The National Math Advisory Panel has issued the report they've been working on since 2006 having reviewed over 16,000 research studies in the process. Considering the findings of the panel, I would be worried if I were the Wright Group because if the report is any indication, Everyday Math's approach to teaching math to over 2.8 million students, is anything but right.
Anyone familiar with Everyday Math knows that this curriculum is anything but. The approach would be best described as a "Jack of all trade, master of none" kind of thing. Students move through mountains of concepts at break-neck speed never slowing down to appreciate the scenery.
Michigan State University professor William Schmidt adds, "In the U.S., we're trying to teach first-graders 20-some topics." There is no call for mastery, because according to Everyday Math's take on the "spiral", the topics will be revisited again and again and again.

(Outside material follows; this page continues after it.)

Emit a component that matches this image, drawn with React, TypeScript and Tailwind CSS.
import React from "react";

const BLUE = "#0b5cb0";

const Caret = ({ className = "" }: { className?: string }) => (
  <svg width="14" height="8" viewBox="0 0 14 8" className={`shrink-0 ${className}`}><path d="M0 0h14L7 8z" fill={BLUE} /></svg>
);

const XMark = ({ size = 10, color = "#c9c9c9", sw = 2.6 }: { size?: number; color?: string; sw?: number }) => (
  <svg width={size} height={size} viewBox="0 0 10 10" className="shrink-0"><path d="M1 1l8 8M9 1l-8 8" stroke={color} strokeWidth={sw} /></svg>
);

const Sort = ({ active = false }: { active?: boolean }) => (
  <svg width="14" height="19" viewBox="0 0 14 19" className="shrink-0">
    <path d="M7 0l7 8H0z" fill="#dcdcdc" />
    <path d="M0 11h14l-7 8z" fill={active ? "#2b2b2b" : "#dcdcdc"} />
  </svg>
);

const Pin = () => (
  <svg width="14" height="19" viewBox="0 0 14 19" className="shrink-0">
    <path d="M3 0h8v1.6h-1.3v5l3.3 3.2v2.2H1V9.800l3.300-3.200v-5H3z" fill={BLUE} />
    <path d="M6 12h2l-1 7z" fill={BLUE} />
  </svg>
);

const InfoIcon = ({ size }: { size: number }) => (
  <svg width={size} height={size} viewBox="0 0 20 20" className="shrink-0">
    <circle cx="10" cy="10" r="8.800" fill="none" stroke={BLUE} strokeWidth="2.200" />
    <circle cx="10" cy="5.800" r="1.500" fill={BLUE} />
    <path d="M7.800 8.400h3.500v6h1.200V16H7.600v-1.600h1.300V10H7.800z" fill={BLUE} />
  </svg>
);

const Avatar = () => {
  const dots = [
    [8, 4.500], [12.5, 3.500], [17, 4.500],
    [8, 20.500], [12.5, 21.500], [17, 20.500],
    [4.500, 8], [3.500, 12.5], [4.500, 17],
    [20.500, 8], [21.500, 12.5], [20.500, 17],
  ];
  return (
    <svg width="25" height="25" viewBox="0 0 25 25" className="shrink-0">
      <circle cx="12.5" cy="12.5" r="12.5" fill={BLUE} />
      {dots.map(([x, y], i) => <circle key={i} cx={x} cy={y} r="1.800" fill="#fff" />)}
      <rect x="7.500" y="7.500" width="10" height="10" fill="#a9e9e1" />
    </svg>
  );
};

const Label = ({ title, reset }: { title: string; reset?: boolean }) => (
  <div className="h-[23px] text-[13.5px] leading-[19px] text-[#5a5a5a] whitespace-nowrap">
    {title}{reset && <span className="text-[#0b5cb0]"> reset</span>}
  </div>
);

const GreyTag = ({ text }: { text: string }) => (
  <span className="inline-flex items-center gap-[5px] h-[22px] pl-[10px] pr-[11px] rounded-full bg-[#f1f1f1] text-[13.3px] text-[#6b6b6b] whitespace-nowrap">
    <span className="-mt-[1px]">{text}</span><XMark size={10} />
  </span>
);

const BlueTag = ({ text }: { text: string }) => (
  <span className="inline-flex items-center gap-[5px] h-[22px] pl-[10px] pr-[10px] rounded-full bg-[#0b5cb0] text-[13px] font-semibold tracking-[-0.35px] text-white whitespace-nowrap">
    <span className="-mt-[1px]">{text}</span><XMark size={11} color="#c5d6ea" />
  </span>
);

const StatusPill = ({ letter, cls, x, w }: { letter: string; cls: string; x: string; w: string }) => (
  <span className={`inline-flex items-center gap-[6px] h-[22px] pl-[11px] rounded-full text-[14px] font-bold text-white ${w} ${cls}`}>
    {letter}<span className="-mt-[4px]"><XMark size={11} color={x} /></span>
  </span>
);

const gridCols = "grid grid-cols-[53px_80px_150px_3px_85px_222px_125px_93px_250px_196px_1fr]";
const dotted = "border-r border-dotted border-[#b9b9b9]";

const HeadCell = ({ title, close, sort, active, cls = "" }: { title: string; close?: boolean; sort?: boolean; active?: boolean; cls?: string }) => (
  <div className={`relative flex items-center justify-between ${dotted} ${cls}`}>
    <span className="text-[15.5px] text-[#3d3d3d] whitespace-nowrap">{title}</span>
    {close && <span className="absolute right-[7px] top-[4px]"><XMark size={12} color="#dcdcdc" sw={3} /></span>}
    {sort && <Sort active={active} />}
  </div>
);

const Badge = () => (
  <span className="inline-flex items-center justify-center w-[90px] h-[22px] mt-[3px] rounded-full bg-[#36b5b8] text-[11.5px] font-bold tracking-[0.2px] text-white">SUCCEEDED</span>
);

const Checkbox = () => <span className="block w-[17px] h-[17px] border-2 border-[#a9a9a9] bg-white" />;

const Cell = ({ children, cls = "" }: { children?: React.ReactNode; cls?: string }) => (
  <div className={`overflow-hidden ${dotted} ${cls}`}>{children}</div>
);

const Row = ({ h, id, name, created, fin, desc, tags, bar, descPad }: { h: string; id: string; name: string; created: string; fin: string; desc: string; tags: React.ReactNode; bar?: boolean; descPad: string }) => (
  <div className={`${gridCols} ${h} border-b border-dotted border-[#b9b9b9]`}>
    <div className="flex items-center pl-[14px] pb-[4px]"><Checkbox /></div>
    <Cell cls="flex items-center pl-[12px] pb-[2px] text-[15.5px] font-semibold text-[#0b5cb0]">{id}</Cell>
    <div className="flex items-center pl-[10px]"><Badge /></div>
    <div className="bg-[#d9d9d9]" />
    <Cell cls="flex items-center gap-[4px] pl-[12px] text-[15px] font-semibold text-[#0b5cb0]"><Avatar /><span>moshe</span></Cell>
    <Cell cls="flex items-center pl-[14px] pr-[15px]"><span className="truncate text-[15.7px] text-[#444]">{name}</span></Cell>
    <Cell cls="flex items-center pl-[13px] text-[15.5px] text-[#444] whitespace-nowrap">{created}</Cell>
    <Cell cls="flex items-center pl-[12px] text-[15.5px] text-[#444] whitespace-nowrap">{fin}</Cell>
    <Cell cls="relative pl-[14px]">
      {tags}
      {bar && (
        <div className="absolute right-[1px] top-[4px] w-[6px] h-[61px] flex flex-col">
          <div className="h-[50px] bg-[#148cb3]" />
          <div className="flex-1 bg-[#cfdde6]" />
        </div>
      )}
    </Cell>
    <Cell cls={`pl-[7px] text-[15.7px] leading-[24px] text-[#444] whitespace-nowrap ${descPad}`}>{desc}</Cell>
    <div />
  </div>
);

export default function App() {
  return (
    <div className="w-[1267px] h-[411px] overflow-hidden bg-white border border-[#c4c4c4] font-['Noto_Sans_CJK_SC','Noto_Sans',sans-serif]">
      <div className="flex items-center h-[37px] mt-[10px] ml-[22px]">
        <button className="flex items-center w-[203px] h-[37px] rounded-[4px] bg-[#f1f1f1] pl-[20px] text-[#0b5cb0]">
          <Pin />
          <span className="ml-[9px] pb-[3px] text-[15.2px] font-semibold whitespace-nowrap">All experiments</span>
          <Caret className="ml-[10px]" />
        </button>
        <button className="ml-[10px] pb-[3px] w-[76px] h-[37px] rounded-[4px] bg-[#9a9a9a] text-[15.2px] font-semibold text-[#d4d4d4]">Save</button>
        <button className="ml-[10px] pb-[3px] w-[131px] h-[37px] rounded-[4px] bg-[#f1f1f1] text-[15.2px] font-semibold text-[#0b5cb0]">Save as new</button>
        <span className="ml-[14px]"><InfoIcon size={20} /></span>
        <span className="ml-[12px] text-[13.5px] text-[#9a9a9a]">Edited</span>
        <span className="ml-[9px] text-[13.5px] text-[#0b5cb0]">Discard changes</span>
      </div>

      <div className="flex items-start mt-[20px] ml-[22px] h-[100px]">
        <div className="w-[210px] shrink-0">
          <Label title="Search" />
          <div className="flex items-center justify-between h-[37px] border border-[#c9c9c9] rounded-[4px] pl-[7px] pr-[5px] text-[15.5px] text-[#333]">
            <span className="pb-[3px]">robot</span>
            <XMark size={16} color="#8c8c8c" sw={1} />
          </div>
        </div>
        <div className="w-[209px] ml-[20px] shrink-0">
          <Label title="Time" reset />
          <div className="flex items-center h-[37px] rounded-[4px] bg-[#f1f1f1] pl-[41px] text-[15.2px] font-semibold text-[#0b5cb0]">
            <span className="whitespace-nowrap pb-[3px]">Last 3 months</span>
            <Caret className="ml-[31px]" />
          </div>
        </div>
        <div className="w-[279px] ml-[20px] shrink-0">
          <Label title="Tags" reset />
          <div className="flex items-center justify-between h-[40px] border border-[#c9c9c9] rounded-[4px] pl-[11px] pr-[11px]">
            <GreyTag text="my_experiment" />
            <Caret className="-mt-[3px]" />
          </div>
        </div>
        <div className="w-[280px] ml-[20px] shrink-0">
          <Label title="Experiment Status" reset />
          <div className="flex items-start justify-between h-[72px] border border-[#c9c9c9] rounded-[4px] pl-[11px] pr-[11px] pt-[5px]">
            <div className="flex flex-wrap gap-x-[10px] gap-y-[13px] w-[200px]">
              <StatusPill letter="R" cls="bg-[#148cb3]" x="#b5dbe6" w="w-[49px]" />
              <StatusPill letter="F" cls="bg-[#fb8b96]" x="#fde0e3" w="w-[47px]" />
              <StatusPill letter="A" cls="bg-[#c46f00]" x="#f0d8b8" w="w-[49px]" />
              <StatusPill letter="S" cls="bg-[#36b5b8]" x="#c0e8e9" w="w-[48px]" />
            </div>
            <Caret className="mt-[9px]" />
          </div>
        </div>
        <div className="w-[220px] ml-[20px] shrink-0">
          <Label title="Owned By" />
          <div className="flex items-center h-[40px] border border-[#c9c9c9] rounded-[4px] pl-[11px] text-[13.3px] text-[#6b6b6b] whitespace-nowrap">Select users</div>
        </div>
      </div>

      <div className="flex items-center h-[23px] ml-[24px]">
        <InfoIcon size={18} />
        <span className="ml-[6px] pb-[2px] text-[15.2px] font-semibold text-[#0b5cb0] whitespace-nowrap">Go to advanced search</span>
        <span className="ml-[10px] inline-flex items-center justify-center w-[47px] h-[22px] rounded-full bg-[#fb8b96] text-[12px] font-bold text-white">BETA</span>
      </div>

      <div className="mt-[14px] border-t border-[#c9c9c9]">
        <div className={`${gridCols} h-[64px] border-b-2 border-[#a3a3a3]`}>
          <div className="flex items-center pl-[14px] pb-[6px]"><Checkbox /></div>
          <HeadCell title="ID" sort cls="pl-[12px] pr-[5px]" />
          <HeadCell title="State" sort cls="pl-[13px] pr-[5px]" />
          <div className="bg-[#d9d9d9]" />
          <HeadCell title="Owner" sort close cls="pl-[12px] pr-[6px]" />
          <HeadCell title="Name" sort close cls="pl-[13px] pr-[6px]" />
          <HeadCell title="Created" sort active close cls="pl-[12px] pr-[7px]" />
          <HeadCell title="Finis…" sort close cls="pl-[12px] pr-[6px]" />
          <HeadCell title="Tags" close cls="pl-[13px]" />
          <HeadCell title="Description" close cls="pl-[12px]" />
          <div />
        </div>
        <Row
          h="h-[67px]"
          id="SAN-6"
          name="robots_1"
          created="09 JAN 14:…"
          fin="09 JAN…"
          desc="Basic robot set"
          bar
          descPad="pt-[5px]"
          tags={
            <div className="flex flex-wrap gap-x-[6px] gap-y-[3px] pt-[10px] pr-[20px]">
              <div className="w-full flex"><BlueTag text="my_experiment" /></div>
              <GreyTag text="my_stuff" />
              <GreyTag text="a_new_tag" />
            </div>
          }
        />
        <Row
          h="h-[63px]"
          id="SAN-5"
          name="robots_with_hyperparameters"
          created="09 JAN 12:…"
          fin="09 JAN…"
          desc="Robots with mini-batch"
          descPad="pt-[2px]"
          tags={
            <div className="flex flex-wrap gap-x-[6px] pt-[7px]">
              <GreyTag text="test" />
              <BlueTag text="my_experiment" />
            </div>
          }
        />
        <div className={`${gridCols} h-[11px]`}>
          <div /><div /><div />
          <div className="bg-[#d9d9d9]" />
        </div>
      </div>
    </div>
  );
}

Despite the findings of the panel, the folks at Everyday Mathematics would have you believe the following:
Because very few people learn a new concept or skill the first time they experience it, the curriculum is structured to provide multiple exposures to topics, and frequent opportunities to review and practice skills. A concept or skill that is informally introduced in kindergarten, for example, will be revisited, developed and extended numerous times, and in a variety of contexts, throughout the year and into later grades. - About Everyday Mathematics
So, what happens to these children subjected to the Everyday Mathematics "spiral"? Dr. Larry Faulkner, president emeritus of UT Austin said, "There is a problem of kids not feeling like they're getting anywhere, that third-grade math is the same as fourth-grade math." I would add that it's more than just a feeling. They really aren't getting anywhere.

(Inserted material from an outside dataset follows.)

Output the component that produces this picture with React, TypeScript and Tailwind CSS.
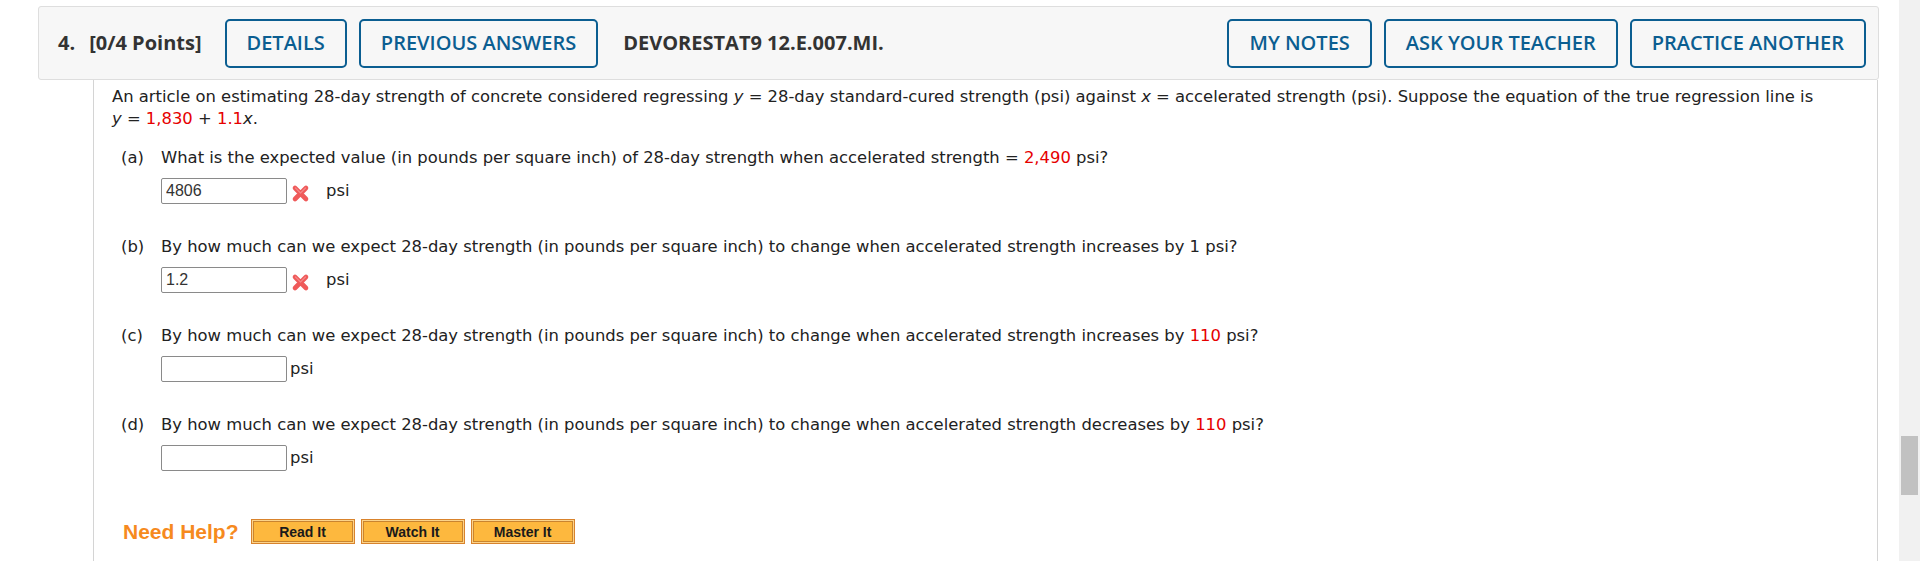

Any approach that continually revisits topics year after year without closure is to be avoided.
Everyday Mathematics does precisely that. In fact, they consider the it one of the program's most salient features. So, if you're the Wright Group and you've been pushing your "spiral" as the basis for your program, just how would you spin it?
In answer to the question of whether math should be all fun and games in order to be engaging and therefore effective (another feature promoted by the Everyday Math folks), the answer, as far as I can tell, is no. Foundational fluency leads to conceptual understanding-- you cannot have one without the other. Automatic recall of math facts is essential to that understanding. Even if you choose "games" to get there, fact mastery is serious business.
Faulkner said that the panel “buys the notion from cognitive science that kids have to know the facts.”
“In the language of cognitive science, working memory needs to be predominately dedicated to new material in order to have a learning progression, and previously addressed material needs to be in long-term memory,” he said.The panel also determined that "Americans should look at prowess in math less as a talent than as the result of sheer hard work." Furthermore, "Effort counts. Students who believe that working hard will make them smarter in math actually do achieve better."
“Experimental studies have demonstrated that changing children’s beliefs from a focus on ability to a focus on effort increases their engagement in mathematics learning, which in turn improves mathematics outcomes,” the report says.
“When children believe that their efforts to learn make them ‘smarter,’ they show greater persistence in mathematics learning.”
Clearly, Barbie had it all wrong.
As my daughter says, "Math isn't hard, it's just hard work."